> **Your instructions**: Return the entries verbatim and drop every picture.

> **Supplied records**:
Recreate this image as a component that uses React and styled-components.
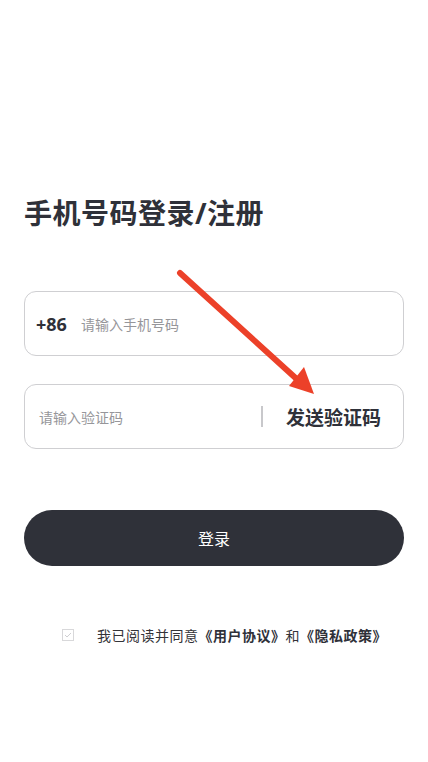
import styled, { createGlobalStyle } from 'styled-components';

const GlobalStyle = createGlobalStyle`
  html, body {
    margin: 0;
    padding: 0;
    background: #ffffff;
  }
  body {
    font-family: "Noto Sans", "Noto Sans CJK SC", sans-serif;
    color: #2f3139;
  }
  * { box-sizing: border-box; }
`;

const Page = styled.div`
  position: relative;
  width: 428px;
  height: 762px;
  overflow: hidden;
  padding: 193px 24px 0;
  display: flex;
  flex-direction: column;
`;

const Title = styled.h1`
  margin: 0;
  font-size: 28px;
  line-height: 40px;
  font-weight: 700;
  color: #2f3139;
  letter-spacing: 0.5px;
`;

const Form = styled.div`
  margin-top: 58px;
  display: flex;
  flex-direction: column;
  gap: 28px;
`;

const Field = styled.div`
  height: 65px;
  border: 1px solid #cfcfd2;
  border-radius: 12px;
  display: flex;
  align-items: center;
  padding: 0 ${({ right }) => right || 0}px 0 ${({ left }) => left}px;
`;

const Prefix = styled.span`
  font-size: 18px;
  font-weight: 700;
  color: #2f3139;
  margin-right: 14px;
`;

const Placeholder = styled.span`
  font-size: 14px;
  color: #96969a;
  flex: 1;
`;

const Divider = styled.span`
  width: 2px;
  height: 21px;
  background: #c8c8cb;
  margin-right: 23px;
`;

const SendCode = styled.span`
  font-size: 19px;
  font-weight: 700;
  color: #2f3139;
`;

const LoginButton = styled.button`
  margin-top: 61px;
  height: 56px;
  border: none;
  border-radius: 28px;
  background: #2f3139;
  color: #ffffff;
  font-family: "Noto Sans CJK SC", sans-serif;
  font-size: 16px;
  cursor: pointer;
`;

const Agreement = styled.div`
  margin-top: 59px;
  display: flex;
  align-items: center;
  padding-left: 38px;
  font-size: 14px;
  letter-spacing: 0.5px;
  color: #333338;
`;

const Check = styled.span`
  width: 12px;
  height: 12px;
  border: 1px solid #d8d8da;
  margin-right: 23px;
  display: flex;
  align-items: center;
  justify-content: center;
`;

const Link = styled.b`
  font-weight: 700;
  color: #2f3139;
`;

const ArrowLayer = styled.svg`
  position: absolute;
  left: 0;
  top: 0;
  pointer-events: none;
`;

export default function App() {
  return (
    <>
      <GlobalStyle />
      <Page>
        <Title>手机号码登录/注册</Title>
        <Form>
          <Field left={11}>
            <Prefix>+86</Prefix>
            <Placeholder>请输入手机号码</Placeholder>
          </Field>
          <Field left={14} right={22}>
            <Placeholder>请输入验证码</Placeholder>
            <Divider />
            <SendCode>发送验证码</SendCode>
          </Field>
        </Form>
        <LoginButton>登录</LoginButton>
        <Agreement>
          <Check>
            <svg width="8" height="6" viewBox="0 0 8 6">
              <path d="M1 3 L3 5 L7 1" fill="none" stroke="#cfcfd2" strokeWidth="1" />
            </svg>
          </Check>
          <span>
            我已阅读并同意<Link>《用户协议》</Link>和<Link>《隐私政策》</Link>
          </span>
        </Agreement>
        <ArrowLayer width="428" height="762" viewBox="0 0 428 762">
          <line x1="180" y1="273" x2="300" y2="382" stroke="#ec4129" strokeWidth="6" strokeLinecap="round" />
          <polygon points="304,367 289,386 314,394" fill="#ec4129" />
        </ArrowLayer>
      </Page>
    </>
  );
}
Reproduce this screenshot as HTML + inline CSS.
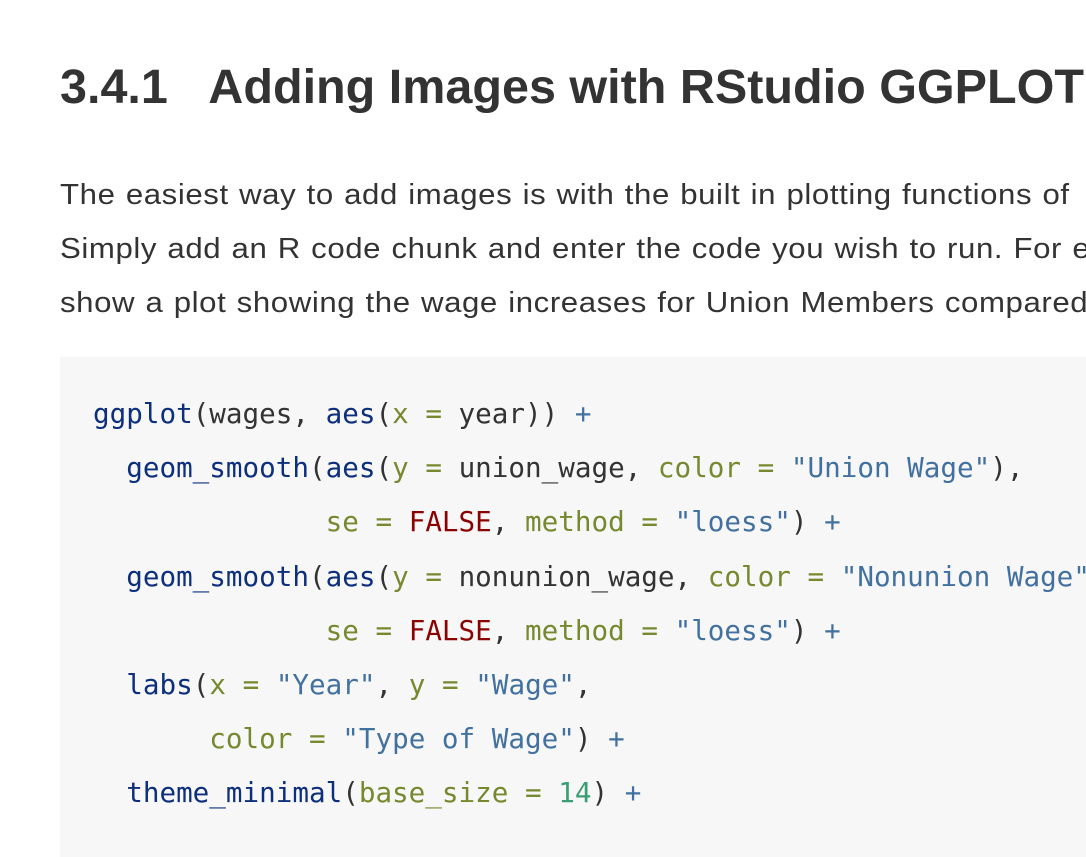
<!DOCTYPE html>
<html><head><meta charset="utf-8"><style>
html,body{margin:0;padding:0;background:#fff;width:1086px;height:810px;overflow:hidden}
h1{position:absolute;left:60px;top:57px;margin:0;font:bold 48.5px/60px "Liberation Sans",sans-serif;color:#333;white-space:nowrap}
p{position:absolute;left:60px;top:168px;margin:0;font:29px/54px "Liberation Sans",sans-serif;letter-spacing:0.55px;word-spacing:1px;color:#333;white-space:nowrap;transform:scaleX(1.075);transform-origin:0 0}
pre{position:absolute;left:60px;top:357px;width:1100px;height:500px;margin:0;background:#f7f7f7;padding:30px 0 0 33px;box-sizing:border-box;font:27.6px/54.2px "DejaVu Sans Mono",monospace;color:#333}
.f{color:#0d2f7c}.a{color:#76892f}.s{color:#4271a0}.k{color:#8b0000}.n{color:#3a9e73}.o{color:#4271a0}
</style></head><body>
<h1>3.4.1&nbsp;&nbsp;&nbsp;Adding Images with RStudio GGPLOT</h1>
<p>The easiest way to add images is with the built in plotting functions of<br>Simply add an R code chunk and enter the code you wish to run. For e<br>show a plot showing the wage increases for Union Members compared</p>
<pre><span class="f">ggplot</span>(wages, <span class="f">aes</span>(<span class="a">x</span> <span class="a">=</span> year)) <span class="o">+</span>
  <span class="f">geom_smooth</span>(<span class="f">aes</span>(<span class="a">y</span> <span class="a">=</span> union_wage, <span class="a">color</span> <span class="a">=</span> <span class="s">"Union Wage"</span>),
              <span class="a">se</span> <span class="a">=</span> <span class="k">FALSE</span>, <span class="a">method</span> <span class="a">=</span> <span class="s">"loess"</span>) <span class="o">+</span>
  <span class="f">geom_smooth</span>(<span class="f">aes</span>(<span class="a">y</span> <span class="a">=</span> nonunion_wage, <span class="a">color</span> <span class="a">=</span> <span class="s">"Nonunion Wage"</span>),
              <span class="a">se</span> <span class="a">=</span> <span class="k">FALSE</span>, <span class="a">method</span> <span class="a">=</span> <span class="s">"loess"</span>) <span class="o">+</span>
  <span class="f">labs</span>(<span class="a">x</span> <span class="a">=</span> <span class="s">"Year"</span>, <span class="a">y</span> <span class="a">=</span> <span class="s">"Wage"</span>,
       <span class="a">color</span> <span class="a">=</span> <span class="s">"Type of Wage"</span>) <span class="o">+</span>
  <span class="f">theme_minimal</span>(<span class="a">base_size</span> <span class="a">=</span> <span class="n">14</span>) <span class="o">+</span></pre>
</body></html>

> **Task output**:
Recreate this image as a component that uses React and styled-components.
import styled, { createGlobalStyle } from 'styled-components';

const GlobalStyle = createGlobalStyle`
  html, body {
    margin: 0;
    padding: 0;
    background: #ffffff;
  }
  body {
    font-family: "Noto Sans", "Noto Sans CJK SC", sans-serif;
    color: #2f3139;
  }
  * { box-sizing: border-box; }
`;

const Page = styled.div`
  position: relative;
  width: 428px;
  height: 762px;
  overflow: hidden;
  padding: 193px 24px 0;
  display: flex;
  flex-direction: column;
`;

const Title = styled.h1`
  margin: 0;
  font-size: 28px;
  line-height: 40px;
  font-weight: 700;
  color: #2f3139;
  letter-spacing: 0.5px;
`;

const Form = styled.div`
  margin-top: 58px;
  display: flex;
  flex-direction: column;
  gap: 28px;
`;

const Field = styled.div`
  height: 65px;
  border: 1px solid #cfcfd2;
  border-radius: 12px;
  display: flex;
  align-items: center;
  padding: 0 ${({ right }) => right || 0}px 0 ${({ left }) => left}px;
`;

const Prefix = styled.span`
  font-size: 18px;
  font-weight: 700;
  color: #2f3139;
  margin-right: 14px;
`;

const Placeholder = styled.span`
  font-size: 14px;
  color: #96969a;
  flex: 1;
`;

const Divider = styled.span`
  width: 2px;
  height: 21px;
  background: #c8c8cb;
  margin-right: 23px;
`;

const SendCode = styled.span`
  font-size: 19px;
  font-weight: 700;
  color: #2f3139;
`;

const LoginButton = styled.button`
  margin-top: 61px;
  height: 56px;
  border: none;
  border-radius: 28px;
  background: #2f3139;
  color: #ffffff;
  font-family: "Noto Sans CJK SC", sans-serif;
  font-size: 16px;
  cursor: pointer;
`;

const Agreement = styled.div`
  margin-top: 59px;
  display: flex;
  align-items: center;
  padding-left: 38px;
  font-size: 14px;
  letter-spacing: 0.5px;
  color: #333338;
`;

const Check = styled.span`
  width: 12px;
  height: 12px;
  border: 1px solid #d8d8da;
  margin-right: 23px;
  display: flex;
  align-items: center;
  justify-content: center;
`;

const Link = styled.b`
  font-weight: 700;
  color: #2f3139;
`;

const ArrowLayer = styled.svg`
  position: absolute;
  left: 0;
  top: 0;
  pointer-events: none;
`;

export default function App() {
  return (
    <>
      <GlobalStyle />
      <Page>
        <Title>手机号码登录/注册</Title>
        <Form>
          <Field left={11}>
            <Prefix>+86</Prefix>
            <Placeholder>请输入手机号码</Placeholder>
          </Field>
          <Field left={14} right={22}>
            <Placeholder>请输入验证码</Placeholder>
            <Divider />
            <SendCode>发送验证码</SendCode>
          </Field>
        </Form>
        <LoginButton>登录</LoginButton>
        <Agreement>
          <Check>
            <svg width="8" height="6" viewBox="0 0 8 6">
              <path d="M1 3 L3 5 L7 1" fill="none" stroke="#cfcfd2" strokeWidth="1" />
            </svg>
          </Check>
          <span>
            我已阅读并同意<Link>《用户协议》</Link>和<Link>《隐私政策》</Link>
          </span>
        </Agreement>
        <ArrowLayer width="428" height="762" viewBox="0 0 428 762">
          <line x1="180" y1="273" x2="300" y2="382" stroke="#ec4129" strokeWidth="6" strokeLinecap="round" />
          <polygon points="304,367 289,386 314,394" fill="#ec4129" />
        </ArrowLayer>
      </Page>
    </>
  );
}
Reproduce this screenshot as HTML + inline CSS.
<!DOCTYPE html>
<html><head><meta charset="utf-8"><style>
html,body{margin:0;padding:0;background:#fff;width:1086px;height:810px;overflow:hidden}
h1{position:absolute;left:60px;top:57px;margin:0;font:bold 48.5px/60px "Liberation Sans",sans-serif;color:#333;white-space:nowrap}
p{position:absolute;left:60px;top:168px;margin:0;font:29px/54px "Liberation Sans",sans-serif;letter-spacing:0.55px;word-spacing:1px;color:#333;white-space:nowrap;transform:scaleX(1.075);transform-origin:0 0}
pre{position:absolute;left:60px;top:357px;width:1100px;height:500px;margin:0;background:#f7f7f7;padding:30px 0 0 33px;box-sizing:border-box;font:27.6px/54.2px "DejaVu Sans Mono",monospace;color:#333}
.f{color:#0d2f7c}.a{color:#76892f}.s{color:#4271a0}.k{color:#8b0000}.n{color:#3a9e73}.o{color:#4271a0}
</style></head><body>
<h1>3.4.1&nbsp;&nbsp;&nbsp;Adding Images with RStudio GGPLOT</h1>
<p>The easiest way to add images is with the built in plotting functions of<br>Simply add an R code chunk and enter the code you wish to run. For e<br>show a plot showing the wage increases for Union Members compared</p>
<pre><span class="f">ggplot</span>(wages, <span class="f">aes</span>(<span class="a">x</span> <span class="a">=</span> year)) <span class="o">+</span>
  <span class="f">geom_smooth</span>(<span class="f">aes</span>(<span class="a">y</span> <span class="a">=</span> union_wage, <span class="a">color</span> <span class="a">=</span> <span class="s">"Union Wage"</span>),
              <span class="a">se</span> <span class="a">=</span> <span class="k">FALSE</span>, <span class="a">method</span> <span class="a">=</span> <span class="s">"loess"</span>) <span class="o">+</span>
  <span class="f">geom_smooth</span>(<span class="f">aes</span>(<span class="a">y</span> <span class="a">=</span> nonunion_wage, <span class="a">color</span> <span class="a">=</span> <span class="s">"Nonunion Wage"</span>),
              <span class="a">se</span> <span class="a">=</span> <span class="k">FALSE</span>, <span class="a">method</span> <span class="a">=</span> <span class="s">"loess"</span>) <span class="o">+</span>
  <span class="f">labs</span>(<span class="a">x</span> <span class="a">=</span> <span class="s">"Year"</span>, <span class="a">y</span> <span class="a">=</span> <span class="s">"Wage"</span>,
       <span class="a">color</span> <span class="a">=</span> <span class="s">"Type of Wage"</span>) <span class="o">+</span>
  <span class="f">theme_minimal</span>(<span class="a">base_size</span> <span class="a">=</span> <span class="n">14</span>) <span class="o">+</span></pre>
</body></html>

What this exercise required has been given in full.